Although I was unable to attend myself because of business commitments here in Wellington, I’ve been following developments at the Micronesian Regional Women’s Summit being hosting in Palau this week by my colleagues Assistant Secretary Tony Babauta and Ambassador Helen Reed-Rowe. The Assistant Secretary heads our Department of Interior’s Office of Insular Affairs, and I have worked with him on issues related to the Pacific Islands.

There is a lot going on at the Summit, but I thought I’d focus on one particular development. Women in Business Development Inc. (WIBDI), about which I have written several times, and the Council for Native Hawaiian Advancement (CNHA) have committed to explore expansion of WIBDI’s organic coconut oil program to Hawaii and Native Hawaiian family farmers.

CNHA President/CEO Danner (left) with WIBDI Executive Director Tafuna'i, in Palau. Click through for image source.

CNHA President/CEO Danner (left) with WIBDI Executive Director Tafuna’i, in Palau.

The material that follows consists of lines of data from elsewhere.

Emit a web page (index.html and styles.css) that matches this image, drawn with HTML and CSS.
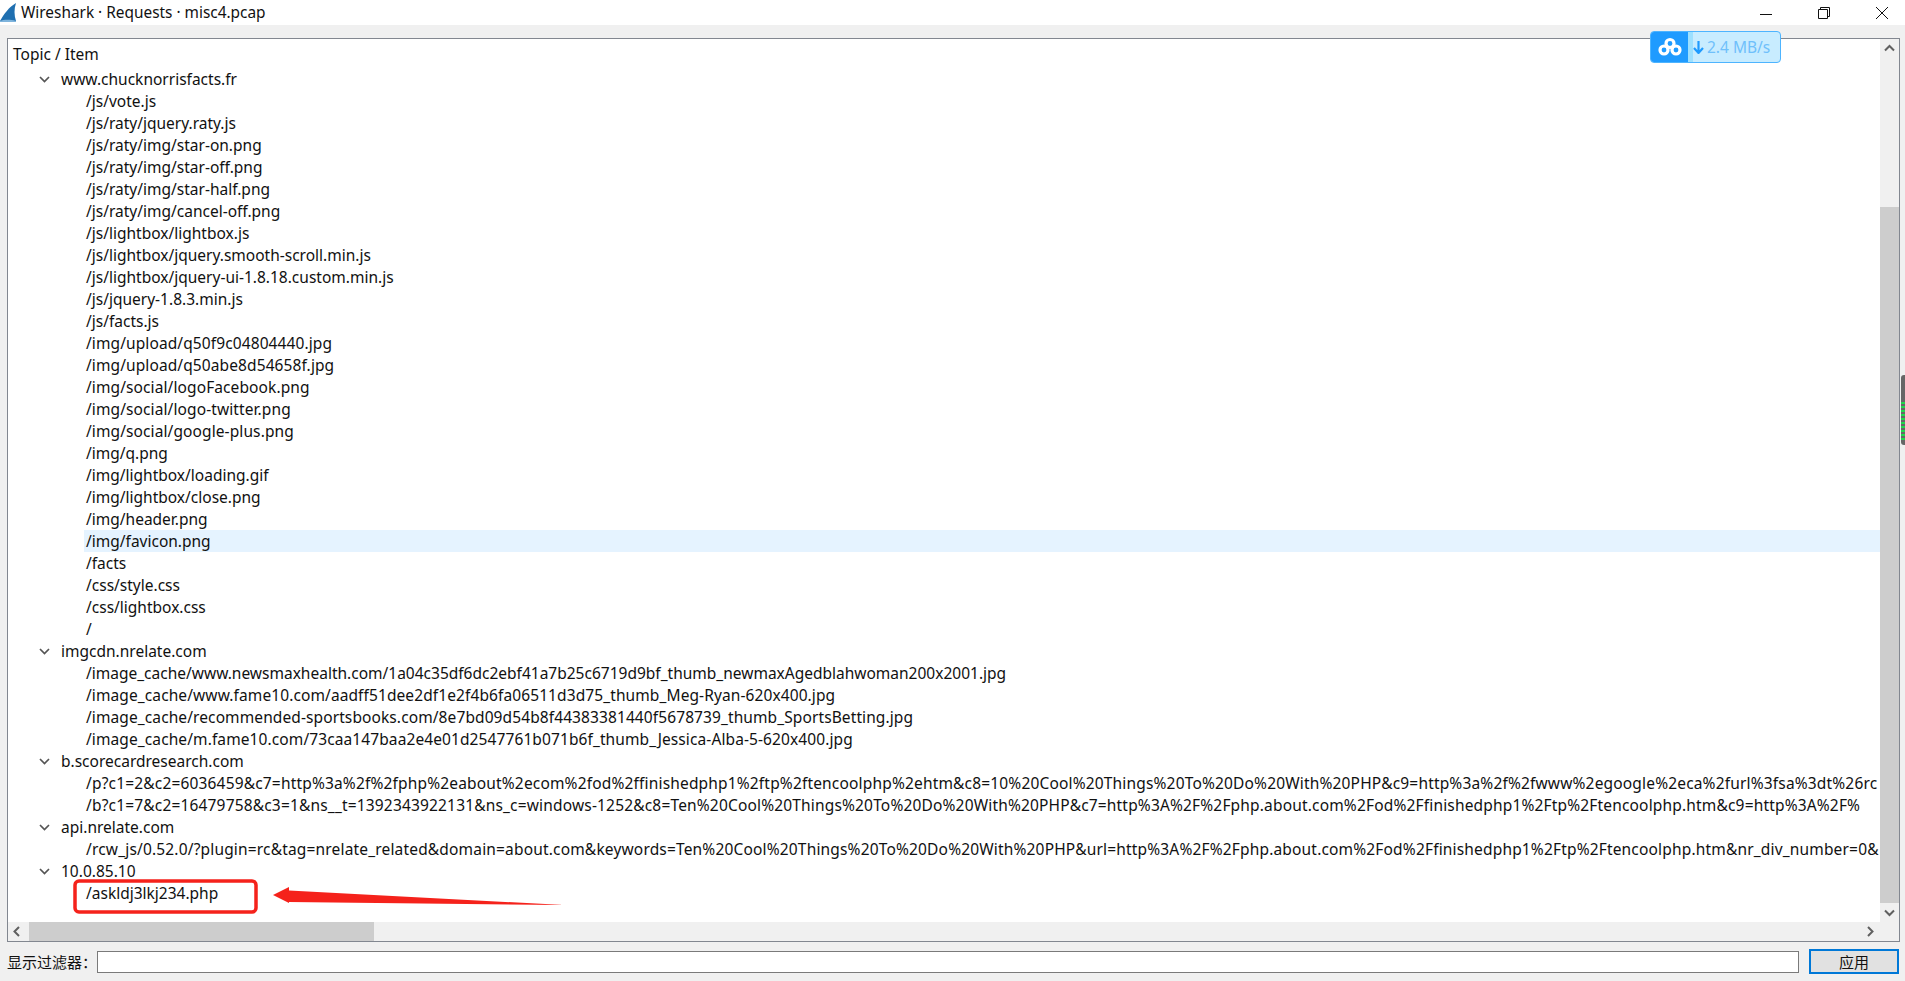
FILE: index.html
```html
<!DOCTYPE html>
<html lang="zh">
<head>
<meta charset="utf-8">
<title>Wireshark · Requests · misc4.pcap</title>
<link rel="stylesheet" href="styles.css">
</head>
<body>
<div class="window">
  <header class="titlebar">
    <svg class="app-icon" width="17" height="20" viewBox="0 0 17 20"><path d="M0 18C4 11 9 4 16 0C14 6 14 12 16 18Z" fill="#1f6fb0"/><path d="M0 18C3 17 9 16 16 18L16 19L0 19Z" fill="#7fb4dc"/></svg>
    <span class="title">Wireshark · Requests · misc4.pcap</span>
    <div class="controls">
      <svg class="ctl" width="14" height="14" viewBox="0 0 14 14"><path d="M1 8.5H13" stroke="#111" fill="none"/></svg>
      <svg class="ctl" width="14" height="14" viewBox="0 0 14 14"><path d="M1.5 3.5H10.5V12.5H1.5ZM3.5 3.5V1.5H12.5V10.5H10.5" stroke="#111" fill="none"/></svg>
      <svg class="ctl" width="14" height="14" viewBox="0 0 14 14"><path d="M1 1L13 13M13 1L1 13" stroke="#111" fill="none"/></svg>
    </div>
  </header>

  <main class="frame">
    <div class="tree">
      <div class="head">Topic / Item</div>
      <div class="row topic"><svg class="chev" width="11" height="7" viewBox="0 0 11 7"><path d="M1 1L5.500 5.500L10 1" stroke="#555" stroke-width="1.700" fill="none"/></svg>www.chucknorrisfacts.fr</div>
      <div class="row item">/js/vote.js</div>
      <div class="row item">/js/raty/jquery.raty.js</div>
      <div class="row item">/js/raty/img/star-on.png</div>
      <div class="row item">/js/raty/img/star-off.png</div>
      <div class="row item">/js/raty/img/star-half.png</div>
      <div class="row item">/js/raty/img/cancel-off.png</div>
      <div class="row item">/js/lightbox/lightbox.js</div>
      <div class="row item">/js/lightbox/jquery.smooth-scroll.min.js</div>
      <div class="row item">/js/lightbox/jquery-ui-1.8.18.custom.min.js</div>
      <div class="row item">/js/jquery-1.8.3.min.js</div>
      <div class="row item">/js/facts.js</div>
      <div class="row item loose">/img/upload/q50f9c04804440.jpg</div>
      <div class="row item loose">/img/upload/q50abe8d54658f.jpg</div>
      <div class="row item loose">/img/social/logoFacebook.png</div>
      <div class="row item loose">/img/social/logo-twitter.png</div>
      <div class="row item loose">/img/social/google-plus.png</div>
      <div class="row item">/img/q.png</div>
      <div class="row item">/img/lightbox/loading.gif</div>
      <div class="row item">/img/lightbox/close.png</div>
      <div class="row item">/img/header.png</div>
      <div class="row item selected">/img/favicon.png</div>
      <div class="row item">/facts</div>
      <div class="row item">/css/style.css</div>
      <div class="row item">/css/lightbox.css</div>
      <div class="row item">/</div>
      <div class="row topic"><svg class="chev" width="11" height="7" viewBox="0 0 11 7"><path d="M1 1L5.500 5.500L10 1" stroke="#555" stroke-width="1.700" fill="none"/></svg>imgcdn.nrelate.com</div>
      <div class="row item">/image_cache/www.newsmaxhealth.com/1a04c35df6dc2ebf41a7b25c6719d9bf_thumb_newmaxAgedblahwoman200x2001.jpg</div>
      <div class="row item loose">/image_cache/www.fame10.com/aadff51dee2df1e2f4b6fa06511d3d75_thumb_Meg-Ryan-620x400.jpg</div>
      <div class="row item loose">/image_cache/recommended-sportsbooks.com/8e7bd09d54b8f44383381440f5678739_thumb_SportsBetting.jpg</div>
      <div class="row item loose">/image_cache/m.fame10.com/73caa147baa2e4e01d2547761b071b6f_thumb_Jessica-Alba-5-620x400.jpg</div>
      <div class="row topic"><svg class="chev" width="11" height="7" viewBox="0 0 11 7"><path d="M1 1L5.500 5.500L10 1" stroke="#555" stroke-width="1.700" fill="none"/></svg>b.scorecardresearch.com</div>
      <div class="row item looser">/p?c1=2&amp;c2=6036459&amp;c7=http%3a%2f%2fphp%2eabout%2ecom%2fod%2ffinishedphp1%2ftp%2ftencoolphp%2ehtm&amp;c8=10%20Cool%20Things%20To%20Do%20With%20PHP&amp;c9=http%3a%2f%2fwww%2egoogle%2eca%2furl%3fsa%3dt%26rc</div>
      <div class="row item looser">/b?c1=7&amp;c2=16479758&amp;c3=1&amp;ns__t=1392343922131&amp;ns_c=windows-1252&amp;c8=Ten%20Cool%20Things%20To%20Do%20With%20PHP&amp;c7=http%3A%2F%2Fphp.about.com%2Fod%2Ffinishedphp1%2Ftp%2Ftencoolphp.htm&amp;c9=http%3A%2F%</div>
      <div class="row topic"><svg class="chev" width="11" height="7" viewBox="0 0 11 7"><path d="M1 1L5.500 5.500L10 1" stroke="#555" stroke-width="1.700" fill="none"/></svg>api.nrelate.com</div>
      <div class="row item looser">/rcw_js/0.52.0/?plugin=rc&amp;tag=nrelate_related&amp;domain=about.com&amp;keywords=Ten%20Cool%20Things%20To%20Do%20With%20PHP&amp;url=http%3A%2F%2Fphp.about.com%2Fod%2Ffinishedphp1%2Ftp%2Ftencoolphp.htm&amp;nr_div_number=0&amp;</div>
      <div class="row topic"><svg class="chev" width="11" height="7" viewBox="0 0 11 7"><path d="M1 1L5.500 5.500L10 1" stroke="#555" stroke-width="1.700" fill="none"/></svg>10.0.85.10</div>
      <div class="row item">/askldj3lkj234.php</div>
    </div>
    <div class="vbar">
      <svg class="arrow" width="19" height="19" viewBox="0 0 19 19"><path d="M5 11.5L9.5 7L14 11.5" stroke="#606060" stroke-width="2" fill="none"/></svg>
      <div class="vspace"></div>
      <div class="vthumb"></div>
      <svg class="arrow" width="19" height="19" viewBox="0 0 19 19"><path d="M5 7.5L9.5 12L14 7.5" stroke="#606060" stroke-width="2" fill="none"/></svg>
    </div>
    <div class="hbar">
      <svg class="arrow" width="21" height="19" viewBox="0 0 21 19"><path d="M11 5L6.500 9.500L11 14" stroke="#606060" stroke-width="2" fill="none"/></svg>
      <div class="hthumb"></div>
      <div class="hspace"></div>
      <svg class="arrow" width="19" height="19" viewBox="0 0 19 19"><path d="M7 5L11.500 9.500L7 14" stroke="#606060" stroke-width="2" fill="none"/></svg>
    </div>
    <div class="corner"></div>
  </main>

  <footer class="filter">
    <label class="filter-label" for="f">显示过滤器：</label>
    <input class="filter-input" id="f" type="text">
    <button class="apply" type="button">应用</button>
  </footer>
</div>

<div class="speed">
  <div class="speed-logo">
    <svg width="26" height="20" viewBox="0 0 26 20"><g fill="none" stroke="#fff" stroke-width="3.2"><circle cx="13" cy="6.500" r="4"/><circle cx="7" cy="13" r="4"/><circle cx="19" cy="13" r="4"/></g></svg>
  </div>
  <div class="speed-strip"></div>
  <div class="speed-text"><svg width="11" height="13" viewBox="0 0 11 13"><path d="M5.500 0V11M1 7L5.500 12L10 7" stroke="#1f9bff" stroke-width="2.200" fill="none"/></svg>2.4 MB/s</div>
</div>

<div class="edge"><div class="edge-lines"></div></div>

<svg class="annotation" width="580" height="50" viewBox="0 0 580 50">
  <rect x="75" y="2" width="181" height="31" rx="4" fill="none" stroke="#f5221b" stroke-width="3.500"/>
  <path d="M273 16L289 8L289 11.500L564 26L289 23L289 24Z" fill="#f5221b"/>
</svg>
</body>
</html>
```
FILE: styles.css
```css
* { box-sizing: border-box; }
html, body { margin: 0; height: 100%; overflow: hidden; }
body { background: #f0f0f0; font-family: "Noto Sans", "Noto Sans CJK SC", sans-serif; color: #111; }
.window { display: flex; flex-direction: column; height: 981px; }

.titlebar { flex: none; height: 25px; background: #fff; display: flex; align-items: center; }
.app-icon { flex: none; margin: 0 4px 0 0; }
.title { font-size: 15.4px; line-height: 22px; }
.controls { margin-left: auto; display: flex; gap: 44px; padding-right: 16px; }
.ctl { display: block; }

.frame { flex: 1; margin: 13px 5px 0 7px; border: 1px solid #828790; background: #fff; display: grid; grid-template-columns: 1fr 19px; grid-template-rows: 1fr 19px; min-height: 0; }
.tree { overflow: hidden; padding-top: 4px; font-size: 15.5px; min-width: 0; }
.head { height: 25px; line-height: 22px; padding-left: 5px; }
.row { height: 22px; line-height: 22px; white-space: nowrap; overflow: hidden; }
.topic { display: flex; align-items: center; padding-left: 31px; }
.chev { flex: none; margin-right: 11px; }
.item { margin-left: 76px; padding-left: 2px; }
.loose { letter-spacing: 0.1px; }
.looser { letter-spacing: 0.17px; }
.selected { background: #e5f3ff; }

.vbar { display: flex; flex-direction: column; background: #f0f0f0; }
.vspace { height: 149px; }
.vthumb { flex: 1; background: #cdcdcd; }
.hbar { display: flex; background: #f0f0f0; }
.hthumb { width: 345px; background: #cdcdcd; }
.hspace { flex: 1; }
.arrow { flex: none; display: block; }
.corner { background: #f0f0f0; }

.filter { flex: none; height: 39px; display: flex; align-items: center; padding: 0 6px 0 7px; }
.filter-label { width: 90px; font-size: 15px; }
.filter-input { flex: 1; height: 22px; border: 1px solid #7a7a7a; background: #fff; padding: 0; }
.apply { width: 90px; height: 25px; margin-left: 10px; border: 2px solid #0078d7; background: #e1e1e1; font: 15px "Noto Sans CJK SC", sans-serif; color: #111; padding: 0; }

.speed { position: absolute; left: 1650px; top: 31px; width: 131px; height: 32px; display: flex; border: 1px solid #4db4ff; border-radius: 4px; overflow: hidden; background: #c8ecff; }
.speed-logo { width: 37px; background: #1f9bff; display: flex; align-items: center; justify-content: center; }
.speed-strip { width: 5px; background: #9de0ff; }
.speed-text { flex: 1; display: flex; align-items: center; gap: 3px; font-size: 15.5px; color: #6fc0fb; }

.edge { position: absolute; left: 1901px; top: 375px; width: 4px; height: 70px; background: #666; border-radius: 3px 0 0 3px; padding-top: 27px; }
.edge-lines { height: 40px; background: repeating-linear-gradient(#22d64a 0 2px, #666 2px 4px); }

.annotation { position: absolute; left: 0; top: 879px; }
```
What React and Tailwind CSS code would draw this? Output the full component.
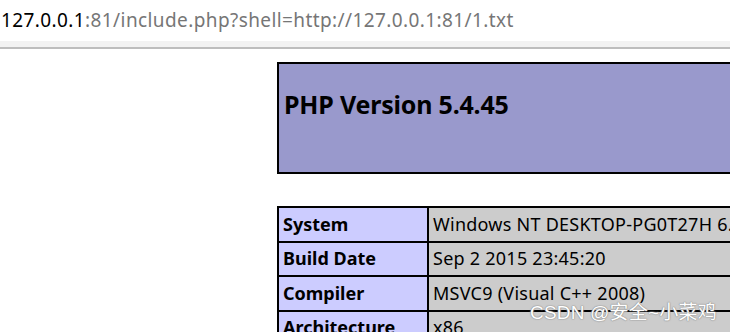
export default function App() {
  const rows = [
    ["System", "Windows NT DESKTOP-PG0T27H 6.2 build 9200 (Windows 8 Home Premium Edition) i586"],
    ["Build Date", "Sep 2 2015 23:45:20"],
    ["Compiler", "MSVC9 (Visual C++ 2008)"],
    ["Architecture", "x86"],
  ];
  return (
    <div className="relative w-[730px] h-[332px] overflow-hidden bg-white" style={{ fontFamily: '"Noto Sans", "Open Sans", sans-serif' }}>
      <div className="h-[41px] bg-white flex items-center pl-[1px] text-[19px] tracking-[0.4px] whitespace-nowrap">
        <span className="text-black">127.0.0.1</span>
        <span className="text-[#767676]">:81/include.php?shell=http://127.0.0.1:81/1.txt</span>
      </div>
      <div className="h-[6px] bg-[#f2f2f2]" />
      <div className="h-[2px] bg-[#bdbdbd]" />
      <div className="pl-[277px] pt-[13px]">
        <div className="w-[600px] h-[112px] border-2 border-black bg-[#9999cc] pl-[5px] pt-[22px]">
          <h1 className="text-[25px] font-bold text-black leading-[36px] tracking-[-0.2px]">PHP Version 5.4.45</h1>
        </div>
        <div className="mt-[32px] w-[600px] border-t-2 border-l-2 border-black">
          {rows.map(([k, v]) => (
            <div key={k} className="flex h-[34.5px] border-b-2 border-black">
              <div className="w-[150px] shrink-0 bg-[#ccccff] border-r-2 border-black pl-[4px] flex items-center text-[18px] font-bold text-black">
                {k}
              </div>
              <div className="flex-1 bg-[#cccccc] pl-[4px] flex items-center text-[18px] tracking-[0.25px] text-black whitespace-nowrap">
                {v}
              </div>
            </div>
          ))}
        </div>
      </div>
      <div
        className="absolute left-[530px] top-[299px] text-[19px] text-white whitespace-nowrap tracking-[0.2px]"
        style={{ fontFamily: '"Liberation Sans", "Noto Sans CJK SC", sans-serif', textShadow: "0 0 1px #888, 0 0 1px #888, 0 0 2px #aaa" }}
      >
        CSDN @安全~小菜鸡
      </div>
    </div>
  );
}
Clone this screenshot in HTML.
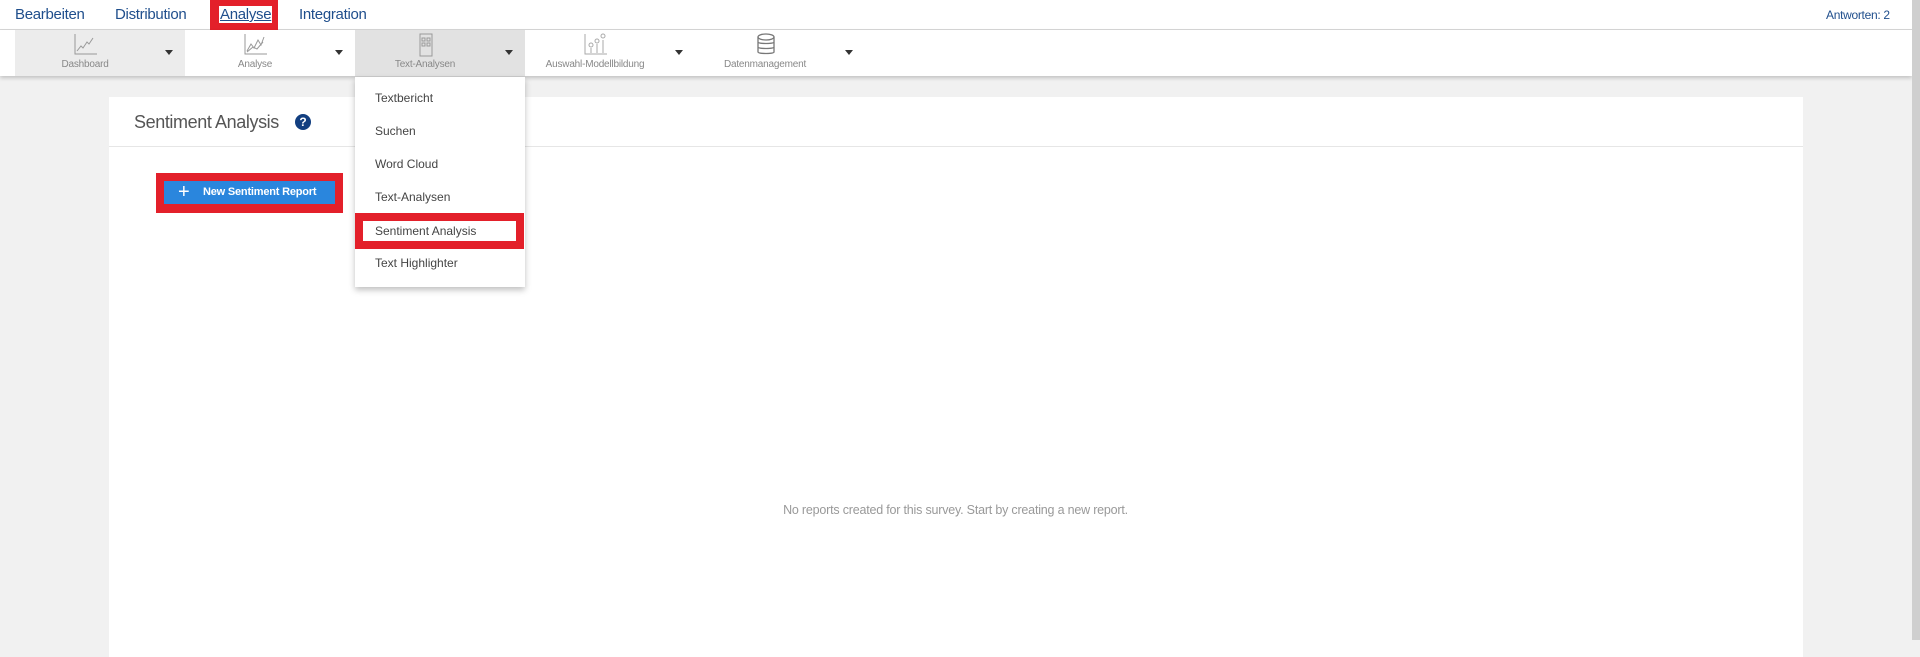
<!DOCTYPE html>
<html><head><meta charset="utf-8"><style>
*{box-sizing:border-box;margin:0;padding:0}
body{width:1920px;height:640px;overflow:hidden;background:#f1f1f1;font-family:"Liberation Sans",sans-serif;position:relative}
.top{position:absolute;left:0;top:0;width:1912px;height:30px;background:#fff;border-bottom:1px solid #d8d8d8}
.top a{position:absolute;top:6px;font-size:15px;color:#1f4e8c;text-decoration:none;letter-spacing:-0.3px}
.tb{position:absolute;left:0;top:30px;width:1912px;height:46px;background:#fff;box-shadow:0 2px 4px rgba(0,0,0,.2)}
.it{position:absolute;top:0;height:46px;width:170px}
.it .lbl{position:absolute;left:0;width:140px;top:29px;text-align:center;font-size:10px;color:#888;letter-spacing:-0.2px}
.it .car{position:absolute;left:150px;top:20px;width:0;height:0;border-left:4px solid transparent;border-right:4px solid transparent;border-top:5px solid #333}
.it svg{position:absolute;left:56px;top:2px}
.sb{position:absolute;left:1912px;top:0;width:8px;height:640px;background:#cfcfcf}
.card{position:absolute;left:109px;top:97px;width:1694px;height:560px;background:#fff}
.card h1{position:absolute;left:25px;top:15px;font-size:18px;font-weight:normal;color:#555;letter-spacing:-0.4px}
.help{position:absolute;left:186px;top:17px;width:16px;height:16px;border-radius:50%;background:#123f80;color:#fff;font-size:12px;font-weight:bold;text-align:center;line-height:16px}
.div{position:absolute;left:0;top:49px;width:100%;height:1px;background:#e6e6e6}
.rb{position:absolute;left:156px;top:173px;width:187px;height:40px;background:#e3202a}
.btn{position:absolute;left:164px;top:181px;width:171px;height:23px;background:#2a86dd;color:#fff;font-size:11px;font-weight:bold;line-height:23px;padding-left:39px;letter-spacing:-0.2px}
.btn span{position:absolute;left:14px;top:0;font-size:20px;font-weight:normal}
.msg{position:absolute;left:0;width:1911px;top:503px;text-align:center;font-size:12.5px;color:#999;letter-spacing:-0.2px}
.dd{position:absolute;left:355px;top:77px;width:170px;height:210px;background:#fff;box-shadow:0 3px 6px rgba(0,0,0,.25)}
.dd div{position:absolute;left:20px;font-size:12px;color:#444}
.hl{position:absolute;left:355px;top:213px;width:169px;height:36px;background:#e3202a}
.hli{position:absolute;left:363px;top:221px;width:153px;height:20px;background:#fff}
</style></head><body>
<div class="top">
<a style="left:15px">Bearbeiten</a>
<a style="left:115px">Distribution</a>
<div style="position:absolute;left:210px;top:0;width:68px;height:30px;background:#e3202a"></div>
<a style="left:219px;background:#fff;text-decoration:underline;padding:0 1px">Analyse</a>
<a style="left:299px">Integration</a>
<a style="left:1826px;font-size:12px;top:8px">Antworten: 2</a>
</div>
<div class="tb">
<div class="it" style="left:15px;background:#ececec;width:170px"><svg width="30" height="26" viewBox="0 0 30 26" fill="none" stroke="#999" stroke-width="1"><path d="M4 2V22H26M6 19L10 14L12 16L16 10L18 12L22 6"/></svg><div class="lbl">Dashboard</div><div class="car"></div></div>
<div class="it" style="left:185px"><svg width="30" height="26" viewBox="0 0 30 26" fill="none" stroke="#999"><path d="M4 2V22H26M6 19L10 12L13 16L17 8L20 13L23 5M6 20L12 15L16 17L22 10"/></svg><div class="lbl">Analyse</div><div class="car"></div></div>
<div class="it" style="left:355px;background:#e2e2e2"><svg width="30" height="26" viewBox="0 0 30 26" fill="none" stroke="#999"><rect x="9" y="2" width="12" height="22"/><rect x="11" y="6" width="3" height="3"/><rect x="16" y="6" width="3" height="3"/><rect x="11" y="11" width="3" height="3"/><rect x="16" y="11" width="3" height="3"/></svg><div class="lbl">Text-Analysen</div><div class="car"></div></div>
<div class="it" style="left:525px"><svg width="30" height="26" viewBox="0 0 30 26" fill="none" stroke="#aaa"><path d="M4 2V22H26M10 21V16M16 21V12M22 21V8"/><circle cx="10" cy="13" r="2"/><circle cx="16" cy="9" r="2"/><circle cx="22" cy="4" r="2"/></svg><div class="lbl">Auswahl-Modellbildung</div><div class="car"></div></div>
<div class="it" style="left:695px"><svg width="30" height="26" viewBox="0 0 30 26" fill="none" stroke="#777" stroke-width="1.3"><ellipse cx="15" cy="5" rx="8" ry="3"/><path d="M7 5V20C7 22 23 22 23 20V5M7 10C7 12 23 12 23 10M7 15C7 17 23 17 23 15"/></svg><div class="lbl">Datenmanagement</div><div class="car"></div></div>
</div>
<div class="sb"></div>
<div class="card"><h1>Sentiment Analysis</h1><div class="help">?</div><div class="div"></div></div>
<div class="rb"></div>
<div class="btn"><span>+</span>New Sentiment Report</div>
<div class="msg">No reports created for this survey. Start by creating a new report.</div>
<div class="dd">
<div style="top:14px">Textbericht</div>
<div style="top:47px">Suchen</div>
<div style="top:80px">Word Cloud</div>
<div style="top:113px">Text-Analysen</div>
<div style="top:179px">Text Highlighter</div>
</div>
<div class="hl"></div><div class="hli"></div>
<div style="position:absolute;left:375px;top:224px;font-size:12px;color:#444">Sentiment Analysis</div>
</body></html>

“Over the last 16 years, we have worked with small groups of indigenous producers to establish coconut oil processing systems to supply large markets,” said Adi Tafuna’i, Executive Director of WIBDI.  “By working together with many small farming families, the Pacific is establishing itself as capable of meeting market demand that would otherwise not be possible for a single family or island in the Pacific.”

WIBDI’s existing coconut oil projects in Samoa involve approximately 80,000 acres tended by more than 700 families. To create the critical mass necessary to compete successfully in international markets, Adi and WIBDI have organized women in Tonga, Vanuatu, Cook Islands, and elsewhere. For her groundbreaking efforts, Adi was recently honored in Washington, DC with Vital Voices’ prestigious Economic Empowerment Award.

Hawaii is a promising location for collaboration. As CNHA President Robin Puanani Danner said, “It is an exciting opportunity worth exploring. Agricultural lands under our land trust established in 1920 by Congress may be a great place to pilot further expansion of coconut oil production. We are committed to exploring the feasibility, identifying homestead families to pilot the process, and working with WIBDI to enter the consortium of Pacific Islanders providing coconut oil on the world market.”

Beautiful Hawaii. Click through for image source.

Beautiful Hawaii.

As President Danner said when she addressed delegates at the Summit, “We have more in common than differences among Pacific Island peoples. Ideas and solutions are often inter-changeable or at least have great potential for success when we share experiences and adjust to the uniqueness of each island economy.”

This is exactly the kind of entrepreneurial, people-to-people collaboration that infuses the Obama Administration’s approach to the Pacific, the President’s home region. That’s why we at Embassy Apia have focused on supporting, promoting, and assisting impactful groups such as WIBDI and SROS, and why Assistant Secretary Babauta engages tirelessly with a wide variety of Pacific Island organizations across the region.

CNHA will host a visit to Hawaii by a WIBDI team before the end of the year, and will work to establish a coconut oil pressing and processing pilot project shortly thereafter.  In the meantime, CNHA will convene small groups of families to determine interest, model financial projections, analyze feasibility, and discuss project scale.

WIBDI booth at a festival in Samoa. Click through for image source.

WIBDI booth at a festival in Samoa.

As you know from my prior posts, WIBDI was founded in 1991 and takes a strategic, diversified approach to economic development by building organically certified agricultural co-ops, seeding micro-finance capabilities, preserving and commercializing Samoan traditional crafts, providing training and mentoring to women and girls, and establishing farmers markets. Adi Tafuna’i was there at the start and continues to be the driving force behind the organization.

CNHA is a national network of Native Hawaiian Organizations committed to enhancing life in Hawaii through the cultural, economic, and community development of Native Hawaiians. It provides assistance in accessing capital and technical resources, and serves as a policy voice on issues important to Native Hawaiian communities.

I look forward to talking with Adi again after the exploratory trip to Hawaii, and I will report back as the Samoa-Hawaii collaboration begins to take shape.